Task to carry out:
Do not include the pictures; repeat the rest of the data exactly.

** Begin Recorded data **

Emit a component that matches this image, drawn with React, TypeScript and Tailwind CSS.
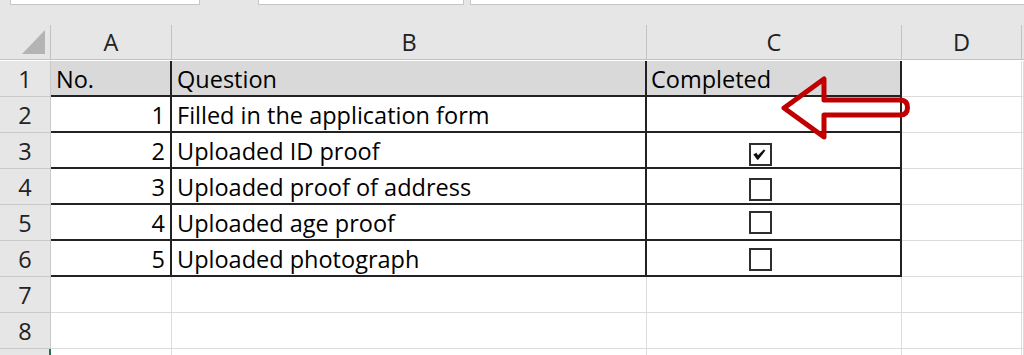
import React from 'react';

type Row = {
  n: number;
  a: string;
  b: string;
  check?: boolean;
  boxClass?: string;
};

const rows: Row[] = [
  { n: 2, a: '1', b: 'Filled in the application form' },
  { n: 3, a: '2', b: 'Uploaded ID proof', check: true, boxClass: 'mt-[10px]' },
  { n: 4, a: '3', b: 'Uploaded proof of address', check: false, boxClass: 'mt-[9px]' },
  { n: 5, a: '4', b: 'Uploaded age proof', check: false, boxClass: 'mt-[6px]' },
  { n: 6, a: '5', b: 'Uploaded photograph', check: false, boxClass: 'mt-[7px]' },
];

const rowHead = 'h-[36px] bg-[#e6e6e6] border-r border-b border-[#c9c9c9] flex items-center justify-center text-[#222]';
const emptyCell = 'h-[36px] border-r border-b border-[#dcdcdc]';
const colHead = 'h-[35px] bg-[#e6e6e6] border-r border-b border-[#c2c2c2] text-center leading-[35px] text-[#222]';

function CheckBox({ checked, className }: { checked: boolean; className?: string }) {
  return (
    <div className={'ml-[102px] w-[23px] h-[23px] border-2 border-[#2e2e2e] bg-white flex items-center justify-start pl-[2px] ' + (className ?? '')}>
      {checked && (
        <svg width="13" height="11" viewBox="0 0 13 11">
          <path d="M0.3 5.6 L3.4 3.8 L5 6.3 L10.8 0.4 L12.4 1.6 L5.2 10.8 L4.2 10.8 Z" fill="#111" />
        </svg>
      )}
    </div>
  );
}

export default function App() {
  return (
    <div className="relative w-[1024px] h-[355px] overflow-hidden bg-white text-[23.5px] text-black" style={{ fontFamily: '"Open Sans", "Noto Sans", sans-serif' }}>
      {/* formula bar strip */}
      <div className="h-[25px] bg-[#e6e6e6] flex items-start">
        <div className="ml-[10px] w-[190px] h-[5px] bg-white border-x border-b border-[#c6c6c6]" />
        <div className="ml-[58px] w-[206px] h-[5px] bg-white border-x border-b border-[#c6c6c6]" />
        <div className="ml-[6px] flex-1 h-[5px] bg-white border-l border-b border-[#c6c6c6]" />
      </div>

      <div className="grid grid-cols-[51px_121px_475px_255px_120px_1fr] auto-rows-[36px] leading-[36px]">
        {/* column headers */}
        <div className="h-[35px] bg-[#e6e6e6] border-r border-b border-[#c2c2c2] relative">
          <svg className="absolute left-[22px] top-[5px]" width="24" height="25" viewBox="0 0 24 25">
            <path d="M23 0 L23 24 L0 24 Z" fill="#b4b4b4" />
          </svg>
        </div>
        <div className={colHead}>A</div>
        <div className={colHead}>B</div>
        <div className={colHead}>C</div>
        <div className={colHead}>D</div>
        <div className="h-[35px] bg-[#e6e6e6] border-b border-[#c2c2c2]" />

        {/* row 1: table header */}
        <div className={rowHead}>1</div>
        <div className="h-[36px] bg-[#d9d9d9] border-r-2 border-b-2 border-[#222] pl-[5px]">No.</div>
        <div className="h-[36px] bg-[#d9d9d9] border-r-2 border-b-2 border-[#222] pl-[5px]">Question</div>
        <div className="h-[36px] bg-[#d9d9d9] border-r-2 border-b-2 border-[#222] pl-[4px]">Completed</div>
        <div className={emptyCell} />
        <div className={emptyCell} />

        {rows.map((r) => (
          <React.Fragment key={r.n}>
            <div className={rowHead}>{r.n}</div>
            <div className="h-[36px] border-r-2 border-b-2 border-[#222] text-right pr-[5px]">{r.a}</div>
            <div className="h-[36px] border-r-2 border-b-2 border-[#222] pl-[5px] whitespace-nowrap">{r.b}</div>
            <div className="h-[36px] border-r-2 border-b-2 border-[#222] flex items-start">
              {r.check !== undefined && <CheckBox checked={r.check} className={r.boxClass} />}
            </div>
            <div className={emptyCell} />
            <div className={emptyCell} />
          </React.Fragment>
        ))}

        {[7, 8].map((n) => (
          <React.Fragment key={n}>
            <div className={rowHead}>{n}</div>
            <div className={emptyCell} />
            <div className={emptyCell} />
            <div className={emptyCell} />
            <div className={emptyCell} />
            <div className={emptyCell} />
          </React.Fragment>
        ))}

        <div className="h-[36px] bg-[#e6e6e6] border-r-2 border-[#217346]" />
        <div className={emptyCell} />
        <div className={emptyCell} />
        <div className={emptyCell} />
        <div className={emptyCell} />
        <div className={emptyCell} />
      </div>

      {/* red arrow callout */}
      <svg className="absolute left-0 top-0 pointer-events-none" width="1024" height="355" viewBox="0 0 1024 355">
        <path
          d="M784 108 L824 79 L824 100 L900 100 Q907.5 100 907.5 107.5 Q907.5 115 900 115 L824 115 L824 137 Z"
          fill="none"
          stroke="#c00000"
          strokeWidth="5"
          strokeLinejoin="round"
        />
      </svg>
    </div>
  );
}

** End Recorded data **

Solution to this problem:
Emit a component that matches this image, drawn with React, TypeScript and Tailwind CSS.
import React from 'react';

type Row = {
  n: number;
  a: string;
  b: string;
  check?: boolean;
  boxClass?: string;
};

const rows: Row[] = [
  { n: 2, a: '1', b: 'Filled in the application form' },
  { n: 3, a: '2', b: 'Uploaded ID proof', check: true, boxClass: 'mt-[10px]' },
  { n: 4, a: '3', b: 'Uploaded proof of address', check: false, boxClass: 'mt-[9px]' },
  { n: 5, a: '4', b: 'Uploaded age proof', check: false, boxClass: 'mt-[6px]' },
  { n: 6, a: '5', b: 'Uploaded photograph', check: false, boxClass: 'mt-[7px]' },
];

const rowHead = 'h-[36px] bg-[#e6e6e6] border-r border-b border-[#c9c9c9] flex items-center justify-center text-[#222]';
const emptyCell = 'h-[36px] border-r border-b border-[#dcdcdc]';
const colHead = 'h-[35px] bg-[#e6e6e6] border-r border-b border-[#c2c2c2] text-center leading-[35px] text-[#222]';

function CheckBox({ checked, className }: { checked: boolean; className?: string }) {
  return (
    <div className={'ml-[102px] w-[23px] h-[23px] border-2 border-[#2e2e2e] bg-white flex items-center justify-start pl-[2px] ' + (className ?? '')}>
      {checked && (
        <svg width="13" height="11" viewBox="0 0 13 11">
          <path d="M0.3 5.6 L3.4 3.8 L5 6.3 L10.8 0.4 L12.4 1.6 L5.2 10.8 L4.2 10.8 Z" fill="#111" />
        </svg>
      )}
    </div>
  );
}

export default function App() {
  return (
    <div className="relative w-[1024px] h-[355px] overflow-hidden bg-white text-[23.5px] text-black" style={{ fontFamily: '"Open Sans", "Noto Sans", sans-serif' }}>
      {/* formula bar strip */}
      <div className="h-[25px] bg-[#e6e6e6] flex items-start">
        <div className="ml-[10px] w-[190px] h-[5px] bg-white border-x border-b border-[#c6c6c6]" />
        <div className="ml-[58px] w-[206px] h-[5px] bg-white border-x border-b border-[#c6c6c6]" />
        <div className="ml-[6px] flex-1 h-[5px] bg-white border-l border-b border-[#c6c6c6]" />
      </div>

      <div className="grid grid-cols-[51px_121px_475px_255px_120px_1fr] auto-rows-[36px] leading-[36px]">
        {/* column headers */}
        <div className="h-[35px] bg-[#e6e6e6] border-r border-b border-[#c2c2c2] relative">
          <svg className="absolute left-[22px] top-[5px]" width="24" height="25" viewBox="0 0 24 25">
            <path d="M23 0 L23 24 L0 24 Z" fill="#b4b4b4" />
          </svg>
        </div>
        <div className={colHead}>A</div>
        <div className={colHead}>B</div>
        <div className={colHead}>C</div>
        <div className={colHead}>D</div>
        <div className="h-[35px] bg-[#e6e6e6] border-b border-[#c2c2c2]" />

        {/* row 1: table header */}
        <div className={rowHead}>1</div>
        <div className="h-[36px] bg-[#d9d9d9] border-r-2 border-b-2 border-[#222] pl-[5px]">No.</div>
        <div className="h-[36px] bg-[#d9d9d9] border-r-2 border-b-2 border-[#222] pl-[5px]">Question</div>
        <div className="h-[36px] bg-[#d9d9d9] border-r-2 border-b-2 border-[#222] pl-[4px]">Completed</div>
        <div className={emptyCell} />
        <div className={emptyCell} />

        {rows.map((r) => (
          <React.Fragment key={r.n}>
            <div className={rowHead}>{r.n}</div>
            <div className="h-[36px] border-r-2 border-b-2 border-[#222] text-right pr-[5px]">{r.a}</div>
            <div className="h-[36px] border-r-2 border-b-2 border-[#222] pl-[5px] whitespace-nowrap">{r.b}</div>
            <div className="h-[36px] border-r-2 border-b-2 border-[#222] flex items-start">
              {r.check !== undefined && <CheckBox checked={r.check} className={r.boxClass} />}
            </div>
            <div className={emptyCell} />
            <div className={emptyCell} />
          </React.Fragment>
        ))}

        {[7, 8].map((n) => (
          <React.Fragment key={n}>
            <div className={rowHead}>{n}</div>
            <div className={emptyCell} />
            <div className={emptyCell} />
            <div className={emptyCell} />
            <div className={emptyCell} />
            <div className={emptyCell} />
          </React.Fragment>
        ))}

        <div className="h-[36px] bg-[#e6e6e6] border-r-2 border-[#217346]" />
        <div className={emptyCell} />
        <div className={emptyCell} />
        <div className={emptyCell} />
        <div className={emptyCell} />
        <div className={emptyCell} />
      </div>

      {/* red arrow callout */}
      <svg className="absolute left-0 top-0 pointer-events-none" width="1024" height="355" viewBox="0 0 1024 355">
        <path
          d="M784 108 L824 79 L824 100 L900 100 Q907.5 100 907.5 107.5 Q907.5 115 900 115 L824 115 L824 137 Z"
          fill="none"
          stroke="#c00000"
          strokeWidth="5"
          strokeLinejoin="round"
        />
      </svg>
    </div>
  );
}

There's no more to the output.